_SHORT EXERCISE_. Give every line again exactly as it appears, please, but not the pictures.

_SOURCE MATERIAL_.
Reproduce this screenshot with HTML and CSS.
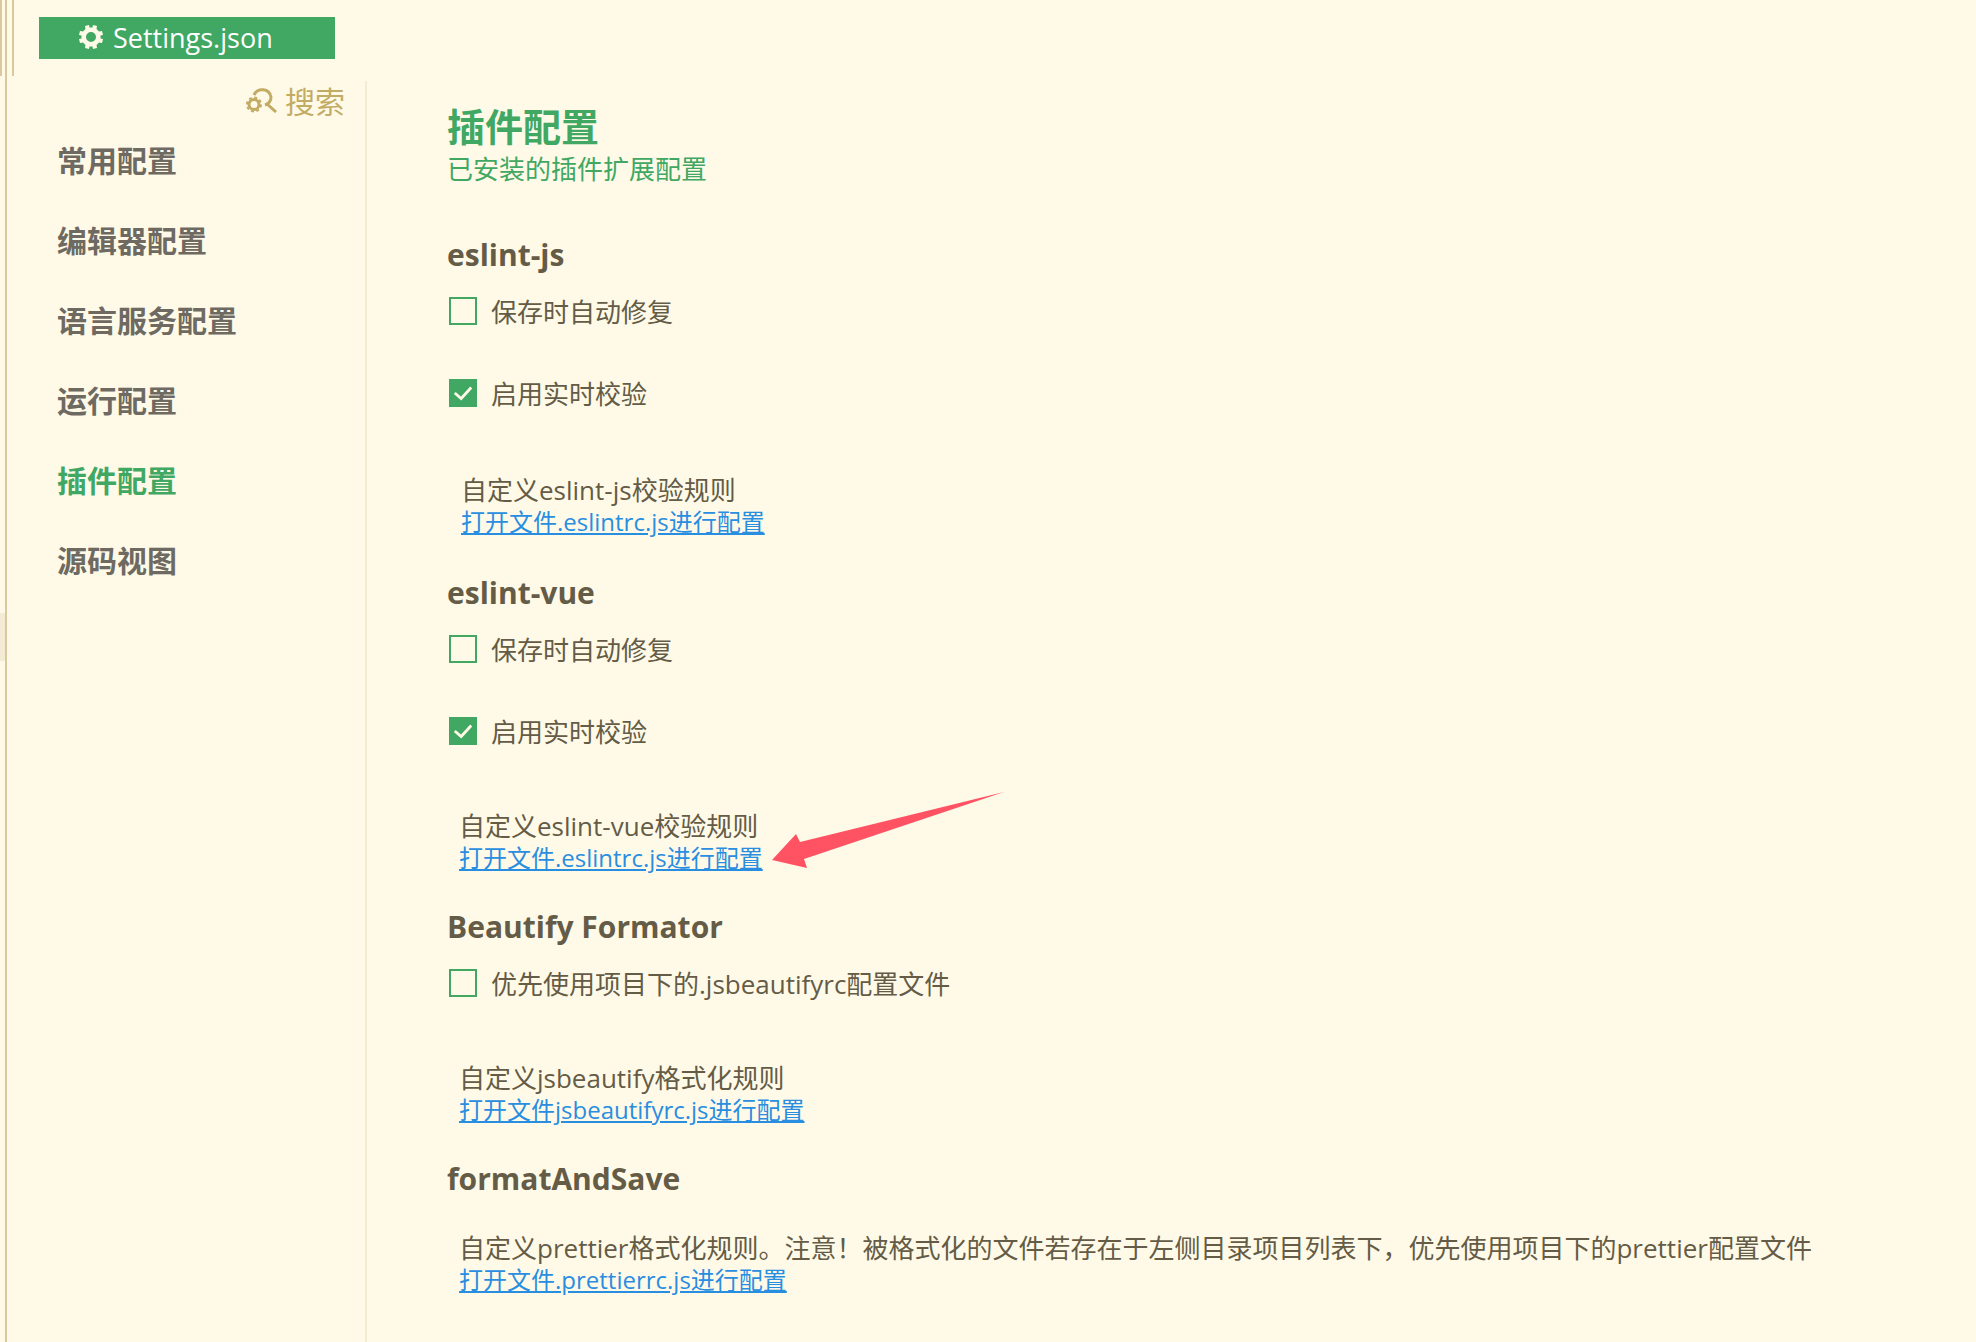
FILE: index.html
```html
<!DOCTYPE html>
<html lang="zh-CN">
<head>
  <meta charset="UTF-8" />
  <meta name="viewport" content="width=device-width, initial-scale=1.0" />
  <title>Settings.json</title>
  <link rel="stylesheet" href="styles.css">
</head>
<body>
  <!-- 左侧分隔条 -->
  <div class="gutter">
    <div class="gutter-top"></div>
    <div class="gutter-handle"></div>
  </div>

  <div class="window">
    <header class="tab-bar">
      <button type="button" class="tab">
        <svg class="tab-icon" viewBox="-12 -12 24 24" aria-hidden="true">
          <path fill-rule="evenodd" d="M-2 -12 L-1.500 -9.500 L1.500 -9.500 L2 -12 L6 -11 L5.500 -8 L8 -5.500 L11 -6 L12 -2 L9.500 -1.500 L9.500 1.500 L12 2 L11 6 L8 5.500 L5.500 8 L6 11 L2 12 L1.500 9.500 L-1.500 9.500 L-2 12 L-6 11 L-5.500 8 L-8 5.500 L-11 6 L-12 2 L-9.500 1.500 L-9.500 -1.500 L-12 -2 L-11 -6 L-8 -5.500 L-5.500 -8 L-6 -11 Z M5 0 A5 5 0 1 0 -5 0 A5 5 0 1 0 5 0 Z" />
        </svg>
        <span>Settings.json</span>
      </button>
    </header>

    <div class="settings">
      <aside class="sidebar">
        <button type="button" class="search">
          <svg class="search-icon" viewBox="0 0 32 26" aria-hidden="true">
            <path d="M8 8 A9 9 0 0 1 25 10 Q25 16 19 18 M20 16 L30 25" />
            <circle cx="8" cy="17.500" r="5" />
            <circle class="teeth" cx="8" cy="17.500" r="7" />
          </svg>
          <span>搜索</span>
        </button>
        <nav class="nav">
          <a href="#common">常用配置</a>
          <a href="#editor">编辑器配置</a>
          <a href="#language">语言服务配置</a>
          <a href="#run">运行配置</a>
          <a href="#plugins" class="active">插件配置</a>
          <a href="#source">源码视图</a>
        </nav>
      </aside>

      <main class="content" id="plugins">
        <h1>插件配置</h1>
        <p class="subtitle">已安装的插件扩展配置</p>

        <section class="group">
          <h2>eslint-js</h2>
          <div class="options">
            <label class="option"><input type="checkbox" /><span>保存时自动修复</span></label>
            <label class="option"><input type="checkbox" checked /><span>启用实时校验</span></label>
          </div>
          <div class="note current">
            <p>自定义eslint-js校验规则</p>
            <a href="#eslintrc-js">打开文件.eslintrc.js进行配置</a>
          </div>
        </section>

        <section class="group">
          <h2>eslint-vue</h2>
          <div class="options">
            <label class="option"><input type="checkbox" /><span>保存时自动修复</span></label>
            <label class="option"><input type="checkbox" checked /><span>启用实时校验</span></label>
          </div>
          <div class="note">
            <p>自定义eslint-vue校验规则</p>
            <a href="#eslintrc-vue">打开文件.eslintrc.js进行配置</a>
            <svg class="arrow" viewBox="0 0 232 76" aria-hidden="true">
              <path d="M0 68 L24 42 L28 50 L232 0 L32 67 L35 76 Z" />
            </svg>
          </div>
        </section>

        <section class="group">
          <h2>Beautify Formator</h2>
          <div class="options">
            <label class="option"><input type="checkbox" /><span>优先使用项目下的.jsbeautifyrc配置文件</span></label>
          </div>
          <div class="note">
            <p>自定义jsbeautify格式化规则</p>
            <a href="#jsbeautifyrc">打开文件jsbeautifyrc.js进行配置</a>
          </div>
        </section>

        <section class="group">
          <h2>formatAndSave</h2>
          <div class="note">
            <p>自定义prettier格式化规则。注意！被格式化的文件若存在于左侧目录项目列表下，优先使用项目下的prettier配置文件</p>
            <a href="#prettierrc">打开文件.prettierrc.js进行配置</a>
          </div>
        </section>
      </main>
    </div>
  </div>
</body>
</html>
```

FILE: styles.css
```css
* {
  box-sizing: border-box;
}
body {
  display: flex;
  min-height: 100vh;
  margin: 0;
  background-color: #fffae8;
  color: #645c46;
  font-family: 'Open Sans', 'Noto Sans CJK SC', sans-serif;
  font-size: 26px;
  line-height: 32px;
}
h1, h2, p {
  margin: 0;
}
button {
  border: none;
  font-family: inherit;
  cursor: pointer;
}

/* 左侧分隔条 */
.gutter {
  flex: none;
  width: 7px;
  border-right: 2px solid #d9c99d;
}
.gutter-top {
  height: 76px;
  border-left: 2px solid #d9c99d;
}
.gutter-handle {
  height: 48px;
  margin-top: 537px;
  background-color: #f3ebd4;
}

.window {
  display: flex;
  flex: 1;
  flex-direction: column;
  min-width: 0;
}

/* 标签栏 */
.tab-bar {
  height: 76px;
  margin-left: 5px;
  padding: 17px 25px;
  border-left: 2px solid #d9c99d;
}
.tab {
  display: flex;
  align-items: center;
  gap: 10px;
  width: 296px;
  height: 42px;
  padding: 0 40px 2px;
  background-color: #41a863;
  color: #fff;
  font-size: 27px;
}
.tab-icon {
  width: 24px;
  height: 24px;
  fill: #fffae8;
}

.settings {
  display: flex;
  flex: 1;
  margin-top: 5px;
}

/* 侧边导航 */
.sidebar {
  flex: none;
  width: 360px;
  border-right: 2px solid #f3ebd4;
}
.search {
  display: flex;
  align-items: center;
  gap: 7px;
  height: 40px;
  margin-left: auto;
  padding: 0 20px 2px;
  background: none;
  color: #c2ac64;
  font-size: 30px;
}
.search-icon {
  width: 32px;
  height: 26px;
  fill: none;
  stroke: #c2ac64;
  stroke-width: 3;
}
.search-icon .teeth {
  stroke-width: 2;
  stroke-dasharray: 3 2.5;
}
.nav a {
  display: block;
  padding-left: 50px;
  color: #6e6a62;
  font-size: 30px;
  font-weight: bold;
  line-height: 80px;
  text-decoration: none;
}
.nav .active {
  color: #41a863;
}

/* 配置内容 */
.content {
  flex: 1;
  padding: 21px 80px 40px;
}
h1 {
  color: #41a863;
  font-size: 38px;
  line-height: 48px;
}
.subtitle {
  margin-bottom: 47px;
  color: #41a863;
  line-height: 38px;
}
.group {
  margin-bottom: 33px;
}
h2 {
  font-size: 30px;
  line-height: 40px;
}
.options {
  display: flex;
  flex-direction: column;
  align-items: flex-start;
  gap: 42px;
  margin: 16px 0 59px;
}
.option {
  display: flex;
  align-items: center;
  gap: 14px;
  height: 40px;
  padding-left: 2px;
}
.option span {
  padding-top: 2px;
}
.option input {
  width: 28px;
  height: 28px;
  margin: 0;
  border: 2px solid #41a863;
  appearance: none;
}
.option input:checked {
  background: #41a863 url("data:image/svg+xml,%3Csvg xmlns='http://www.w3.org/2000/svg' viewBox='0 0 24 24'%3E%3Cpath d='M3 12l7 6L21 6' fill='none' stroke='%23fffae8' stroke-width='3'/%3E%3C/svg%3E") center / 22px no-repeat;
}
.note {
  position: relative;
  margin-left: 12px;
}
h2 + .note {
  margin-top: 33px;
}
.note.current {
  border: 2px solid transparent;
}
.note a {
  display: block;
  width: fit-content;
  color: #2a8ee0;
  font-size: 24px;
}
/* 指向链接的箭头 */
.arrow {
  position: absolute;
  top: -18px;
  left: 313px;
  width: 232px;
  height: 76px;
  fill: #ff5263;
}
```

_COMPLETED TASK_.
Reproduce this screenshot with HTML and CSS.
FILE: index.html
```html
<!DOCTYPE html>
<html lang="zh-CN">
<head>
  <meta charset="UTF-8" />
  <meta name="viewport" content="width=device-width, initial-scale=1.0" />
  <title>Settings.json</title>
  <link rel="stylesheet" href="styles.css">
</head>
<body>
  <!-- 左侧分隔条 -->
  <div class="gutter">
    <div class="gutter-top"></div>
    <div class="gutter-handle"></div>
  </div>

  <div class="window">
    <header class="tab-bar">
      <button type="button" class="tab">
        <svg class="tab-icon" viewBox="-12 -12 24 24" aria-hidden="true">
          <path fill-rule="evenodd" d="M-2 -12 L-1.500 -9.500 L1.500 -9.500 L2 -12 L6 -11 L5.500 -8 L8 -5.500 L11 -6 L12 -2 L9.500 -1.500 L9.500 1.500 L12 2 L11 6 L8 5.500 L5.500 8 L6 11 L2 12 L1.500 9.500 L-1.500 9.500 L-2 12 L-6 11 L-5.500 8 L-8 5.500 L-11 6 L-12 2 L-9.500 1.500 L-9.500 -1.500 L-12 -2 L-11 -6 L-8 -5.500 L-5.500 -8 L-6 -11 Z M5 0 A5 5 0 1 0 -5 0 A5 5 0 1 0 5 0 Z" />
        </svg>
        <span>Settings.json</span>
      </button>
    </header>

    <div class="settings">
      <aside class="sidebar">
        <button type="button" class="search">
          <svg class="search-icon" viewBox="0 0 32 26" aria-hidden="true">
            <path d="M8 8 A9 9 0 0 1 25 10 Q25 16 19 18 M20 16 L30 25" />
            <circle cx="8" cy="17.500" r="5" />
            <circle class="teeth" cx="8" cy="17.500" r="7" />
          </svg>
          <span>搜索</span>
        </button>
        <nav class="nav">
          <a href="#common">常用配置</a>
          <a href="#editor">编辑器配置</a>
          <a href="#language">语言服务配置</a>
          <a href="#run">运行配置</a>
          <a href="#plugins" class="active">插件配置</a>
          <a href="#source">源码视图</a>
        </nav>
      </aside>

      <main class="content" id="plugins">
        <h1>插件配置</h1>
        <p class="subtitle">已安装的插件扩展配置</p>

        <section class="group">
          <h2>eslint-js</h2>
          <div class="options">
            <label class="option"><input type="checkbox" /><span>保存时自动修复</span></label>
            <label class="option"><input type="checkbox" checked /><span>启用实时校验</span></label>
          </div>
          <div class="note current">
            <p>自定义eslint-js校验规则</p>
            <a href="#eslintrc-js">打开文件.eslintrc.js进行配置</a>
          </div>
        </section>

        <section class="group">
          <h2>eslint-vue</h2>
          <div class="options">
            <label class="option"><input type="checkbox" /><span>保存时自动修复</span></label>
            <label class="option"><input type="checkbox" checked /><span>启用实时校验</span></label>
          </div>
          <div class="note">
            <p>自定义eslint-vue校验规则</p>
            <a href="#eslintrc-vue">打开文件.eslintrc.js进行配置</a>
            <svg class="arrow" viewBox="0 0 232 76" aria-hidden="true">
              <path d="M0 68 L24 42 L28 50 L232 0 L32 67 L35 76 Z" />
            </svg>
          </div>
        </section>

        <section class="group">
          <h2>Beautify Formator</h2>
          <div class="options">
            <label class="option"><input type="checkbox" /><span>优先使用项目下的.jsbeautifyrc配置文件</span></label>
          </div>
          <div class="note">
            <p>自定义jsbeautify格式化规则</p>
            <a href="#jsbeautifyrc">打开文件jsbeautifyrc.js进行配置</a>
          </div>
        </section>

        <section class="group">
          <h2>formatAndSave</h2>
          <div class="note">
            <p>自定义prettier格式化规则。注意！被格式化的文件若存在于左侧目录项目列表下，优先使用项目下的prettier配置文件</p>
            <a href="#prettierrc">打开文件.prettierrc.js进行配置</a>
          </div>
        </section>
      </main>
    </div>
  </div>
</body>
</html>
```

FILE: styles.css
```css
* {
  box-sizing: border-box;
}
body {
  display: flex;
  min-height: 100vh;
  margin: 0;
  background-color: #fffae8;
  color: #645c46;
  font-family: 'Open Sans', 'Noto Sans CJK SC', sans-serif;
  font-size: 26px;
  line-height: 32px;
}
h1, h2, p {
  margin: 0;
}
button {
  border: none;
  font-family: inherit;
  cursor: pointer;
}

/* 左侧分隔条 */
.gutter {
  flex: none;
  width: 7px;
  border-right: 2px solid #d9c99d;
}
.gutter-top {
  height: 76px;
  border-left: 2px solid #d9c99d;
}
.gutter-handle {
  height: 48px;
  margin-top: 537px;
  background-color: #f3ebd4;
}

.window {
  display: flex;
  flex: 1;
  flex-direction: column;
  min-width: 0;
}

/* 标签栏 */
.tab-bar {
  height: 76px;
  margin-left: 5px;
  padding: 17px 25px;
  border-left: 2px solid #d9c99d;
}
.tab {
  display: flex;
  align-items: center;
  gap: 10px;
  width: 296px;
  height: 42px;
  padding: 0 40px 2px;
  background-color: #41a863;
  color: #fff;
  font-size: 27px;
}
.tab-icon {
  width: 24px;
  height: 24px;
  fill: #fffae8;
}

.settings {
  display: flex;
  flex: 1;
  margin-top: 5px;
}

/* 侧边导航 */
.sidebar {
  flex: none;
  width: 360px;
  border-right: 2px solid #f3ebd4;
}
.search {
  display: flex;
  align-items: center;
  gap: 7px;
  height: 40px;
  margin-left: auto;
  padding: 0 20px 2px;
  background: none;
  color: #c2ac64;
  font-size: 30px;
}
.search-icon {
  width: 32px;
  height: 26px;
  fill: none;
  stroke: #c2ac64;
  stroke-width: 3;
}
.search-icon .teeth {
  stroke-width: 2;
  stroke-dasharray: 3 2.5;
}
.nav a {
  display: block;
  padding-left: 50px;
  color: #6e6a62;
  font-size: 30px;
  font-weight: bold;
  line-height: 80px;
  text-decoration: none;
}
.nav .active {
  color: #41a863;
}

/* 配置内容 */
.content {
  flex: 1;
  padding: 21px 80px 40px;
}
h1 {
  color: #41a863;
  font-size: 38px;
  line-height: 48px;
}
.subtitle {
  margin-bottom: 47px;
  color: #41a863;
  line-height: 38px;
}
.group {
  margin-bottom: 33px;
}
h2 {
  font-size: 30px;
  line-height: 40px;
}
.options {
  display: flex;
  flex-direction: column;
  align-items: flex-start;
  gap: 42px;
  margin: 16px 0 59px;
}
.option {
  display: flex;
  align-items: center;
  gap: 14px;
  height: 40px;
  padding-left: 2px;
}
.option span {
  padding-top: 2px;
}
.option input {
  width: 28px;
  height: 28px;
  margin: 0;
  border: 2px solid #41a863;
  appearance: none;
}
.option input:checked {
  background: #41a863 url("data:image/svg+xml,%3Csvg xmlns='http://www.w3.org/2000/svg' viewBox='0 0 24 24'%3E%3Cpath d='M3 12l7 6L21 6' fill='none' stroke='%23fffae8' stroke-width='3'/%3E%3C/svg%3E") center / 22px no-repeat;
}
.note {
  position: relative;
  margin-left: 12px;
}
h2 + .note {
  margin-top: 33px;
}
.note.current {
  border: 2px solid transparent;
}
.note a {
  display: block;
  width: fit-content;
  color: #2a8ee0;
  font-size: 24px;
}
/* 指向链接的箭头 */
.arrow {
  position: absolute;
  top: -18px;
  left: 313px;
  width: 232px;
  height: 76px;
  fill: #ff5263;
}
```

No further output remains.